Playbook development and refinement ensures consistent, effective response across different analysts and shifts. At Expel, analysts deploy detection packages using DevOps practices—managing rules in GitHub, implementing unit tests, running automated error checking, and using deployment automation. This engineering discipline applied to security operations prevents errors while enabling rapid iteration.
Automation priorities should target high-volume, repetitive tasks where consistency matters. Automating investigation of these high-volume alerts freed analysts to focus on complex threats requiring human expertise.
Quality assurance mechanisms catch problems before they impact operations. Regular inspection of a statistical sample of investigations, alerts, and incidents reveals both excellent practices to replicate and issues requiring correction. The goal is continuous quality improvement through data-driven understanding of what’s working and what needs refinement.
Workflow optimization removes friction from analyst activities. When investigation requires pivoting between five different tools, each requiring separate authentication and providing data in different formats, response naturally slows.
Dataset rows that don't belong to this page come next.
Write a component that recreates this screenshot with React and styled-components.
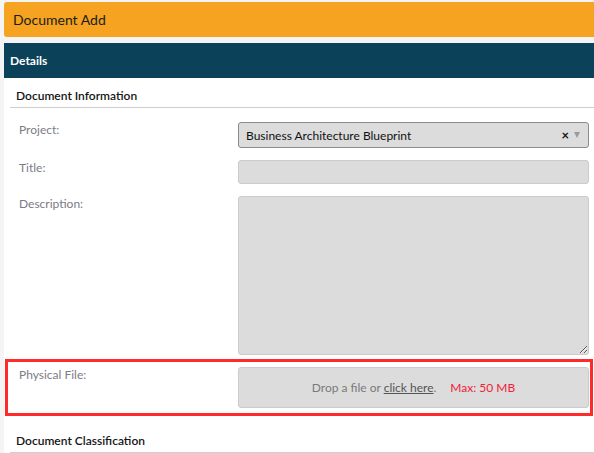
import React from 'react'
import styled, { createGlobalStyle } from 'styled-components'

const GlobalStyle = createGlobalStyle`
  body {
    margin: 0;
    background: #f4f4f4;
    font-family: Lato, "Open Sans", "Liberation Sans", sans-serif;
  }
`

const Page = styled.div`
  width: 594px;
  padding: 2px 0 0 4px;
  box-sizing: border-box;
`

const TitleBar = styled.div`
  height: 35px;
  display: flex;
  align-items: center;
  padding-left: 9px;
  background: #f5a320;
  border-radius: 3px 0 0 3px;
  font-size: 14px;
  color: #1c1c1c;
`

const Panel = styled.div`
  margin-top: 6px;
  background: #fff;
  padding-bottom: 20px;
`

const PanelHeader = styled.div`
  height: 35px;
  display: flex;
  align-items: center;
  padding-left: 6px;
  background: #0c4259;
  color: #fff;
  font-size: 12px;
  font-weight: bold;
`

const SectionTitle = styled.div`
  margin: ${p => p.$gap || 0}px 0 0 6px;
  padding: 10px 0 3px 6px;
  line-height: 16px;
  font-size: 12px;
  font-weight: 600;
  color: #151515;
  border-bottom: 1px solid #cfcfcf;
`

const Fields = styled.div`
  display: flex;
  flex-direction: column;
  gap: 12px;
  padding-top: 14px;
`

const Row = styled.div`
  display: grid;
  grid-template-columns: 219px 1fr;
  padding: 0 5px 0 15px;
`

const HighlightRow = styled(Row)`
  margin: -8px 1px 0 1px;
  padding: 5px 1px 5px 11px;
  border: 3px solid #ff2a2a;
`

const Label = styled.div`
  font-size: 12px;
  line-height: 16px;
  color: #7b7b86;
`

const Box = styled.div`
  box-sizing: border-box;
  height: ${p => p.$h}px;
  background: #dcdcdc;
  border: 1px solid #cbcbcb;
  border-radius: 3px;
`

const Select = styled(Box)`
  display: flex;
  align-items: center;
  padding: 0 8px 0 7px;
  border-color: #8c8c8c;
  font-size: 12px;
  color: #111;
`

const SelectText = styled.span`
  flex: 1;
`

const Clear = styled.span`
  font-size: 13px;
  font-weight: bold;
  color: #111;
  margin-right: 5px;
  line-height: 1;
`

const Caret = styled.span`
  width: 0;
  height: 0;
  border-left: 3.5px solid transparent;
  border-right: 3.5px solid transparent;
  border-top: 6px solid #9a9a9a;
`

const TextArea = styled.textarea`
  display: block;
  box-sizing: border-box;
  width: 100%;
  height: 159px;
  margin: 0;
  background: #dcdcdc;
  border: 1px solid #cbcbcb;
  border-radius: 3px;
  resize: vertical;
  outline: none;
`

const Drop = styled(Box)`
  display: flex;
  align-items: center;
  justify-content: center;
  font-size: 12px;
  color: #7a7a7a;
`

const Link = styled.span`
  text-decoration: underline;
  color: #555;
`

const Max = styled.span`
  margin-left: 14px;
  color: #f2203a;
`

export default function App() {
  return (
    <Page>
      <GlobalStyle />
      <TitleBar>Document Add</TitleBar>
      <Panel>
        <PanelHeader>Details</PanelHeader>
        <SectionTitle>Document Information</SectionTitle>
        <Fields>
          <Row>
            <Label>Project:</Label>
            <Select $h={26}>
              <SelectText>Business Architecture Blueprint</SelectText>
              <Clear>×</Clear>
              <Caret />
            </Select>
          </Row>
          <Row>
            <Label>Title:</Label>
            <Box $h={24} />
          </Row>
          <Row>
            <Label>Description:</Label>
            <TextArea readOnly />
          </Row>
          <HighlightRow>
            <Label>Physical File:</Label>
            <Drop $h={41}>
              <span>Drop a file or <Link>click here</Link>.</span>
              <Max>Max: 50 MB</Max>
            </Drop>
          </HighlightRow>
        </Fields>
        <SectionTitle $gap={7}>Document Classification</SectionTitle>
      </Panel>
    </Page>
  )
}
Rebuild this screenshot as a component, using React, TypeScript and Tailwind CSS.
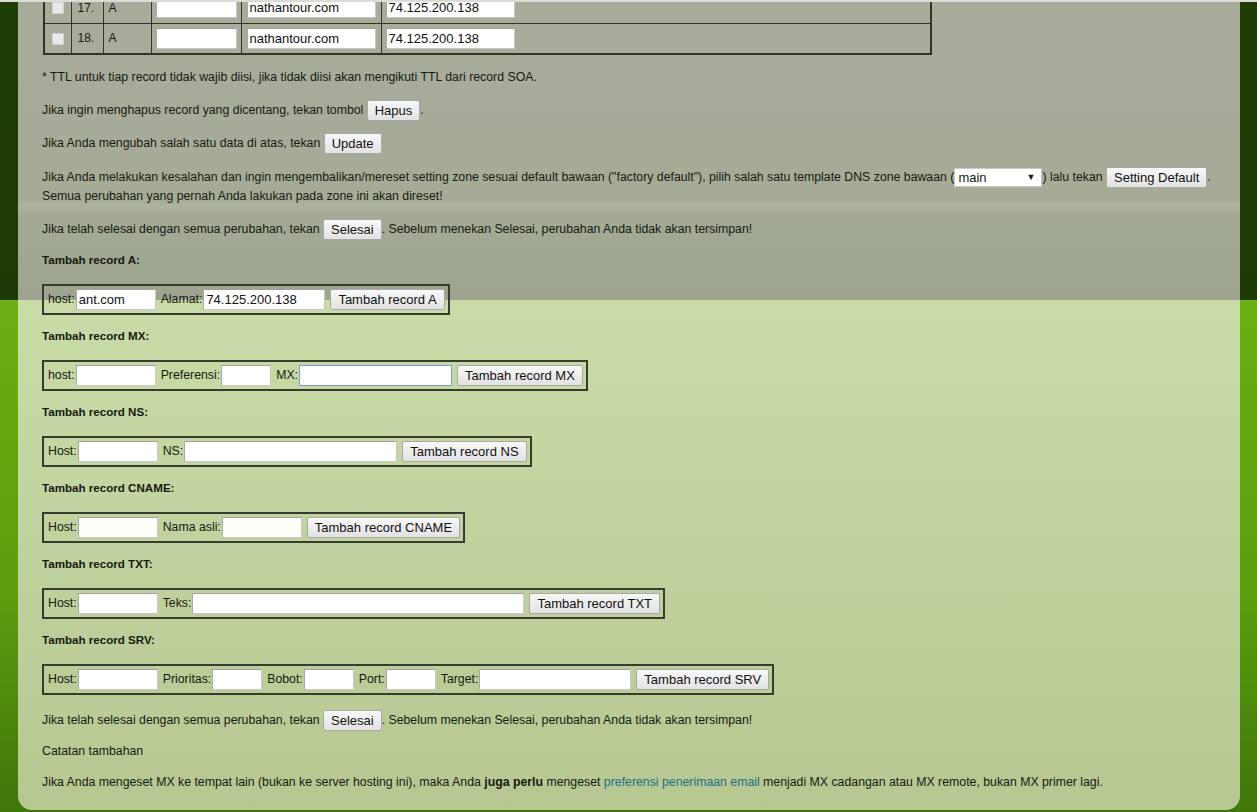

Integrating tools through security operations platforms that provide unified interfaces and automated data correlation dramatically reduces this overhead.
Organizations adopting “crawl, walk, run” methodologies recognize that metrics programs evolve continuously as threats change, team capabilities mature, and organizational requirements shift. This pragmatic approach prevents perfectionism from delaying valuable measurement and improvement initiatives.
The improvement cycle never ends. SOC metrics programs never reach a “complete” state—they evolve continuously. Organizations implementing initial metrics discover patterns and relationships that suggest new measurement opportunities or reveal limitations in current approaches, driving ongoing refinement of both what they measure and how they improve.